• _Information supplied_

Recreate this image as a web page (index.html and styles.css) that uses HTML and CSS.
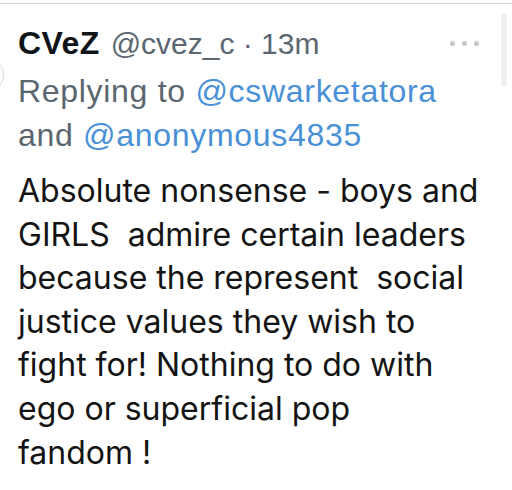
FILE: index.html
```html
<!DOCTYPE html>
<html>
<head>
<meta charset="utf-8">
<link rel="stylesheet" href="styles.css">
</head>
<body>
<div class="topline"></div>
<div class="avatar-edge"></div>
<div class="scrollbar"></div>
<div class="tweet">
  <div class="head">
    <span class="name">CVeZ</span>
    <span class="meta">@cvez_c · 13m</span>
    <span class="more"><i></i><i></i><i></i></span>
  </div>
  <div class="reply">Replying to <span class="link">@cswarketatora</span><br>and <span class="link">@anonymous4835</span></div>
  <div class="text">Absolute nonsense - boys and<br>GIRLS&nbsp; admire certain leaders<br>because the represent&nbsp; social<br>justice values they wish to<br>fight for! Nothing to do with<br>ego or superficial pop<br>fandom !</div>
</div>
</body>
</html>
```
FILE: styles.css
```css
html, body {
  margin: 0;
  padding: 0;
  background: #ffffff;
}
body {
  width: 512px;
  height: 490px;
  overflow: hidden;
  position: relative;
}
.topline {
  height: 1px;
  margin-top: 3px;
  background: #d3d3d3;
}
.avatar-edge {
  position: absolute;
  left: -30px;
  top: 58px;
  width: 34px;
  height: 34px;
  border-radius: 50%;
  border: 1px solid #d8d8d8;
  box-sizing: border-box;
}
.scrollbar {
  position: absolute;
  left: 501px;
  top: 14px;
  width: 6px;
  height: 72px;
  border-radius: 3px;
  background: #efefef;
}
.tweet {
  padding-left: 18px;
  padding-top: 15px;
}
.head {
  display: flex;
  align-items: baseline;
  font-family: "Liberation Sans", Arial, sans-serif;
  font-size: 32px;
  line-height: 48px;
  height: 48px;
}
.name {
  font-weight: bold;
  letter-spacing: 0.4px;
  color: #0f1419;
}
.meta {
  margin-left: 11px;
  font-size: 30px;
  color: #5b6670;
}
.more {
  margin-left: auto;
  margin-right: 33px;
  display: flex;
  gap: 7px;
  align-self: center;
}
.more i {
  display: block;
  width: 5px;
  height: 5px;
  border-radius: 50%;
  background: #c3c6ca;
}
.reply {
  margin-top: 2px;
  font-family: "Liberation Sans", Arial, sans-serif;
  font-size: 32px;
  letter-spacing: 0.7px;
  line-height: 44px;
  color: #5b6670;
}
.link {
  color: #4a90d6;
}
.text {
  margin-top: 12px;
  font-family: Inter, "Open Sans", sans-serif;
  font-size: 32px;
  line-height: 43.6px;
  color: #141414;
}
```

• _Written request_
Return the number of lines that include the word "styles", and nothing else.

• _Solution to this task_
3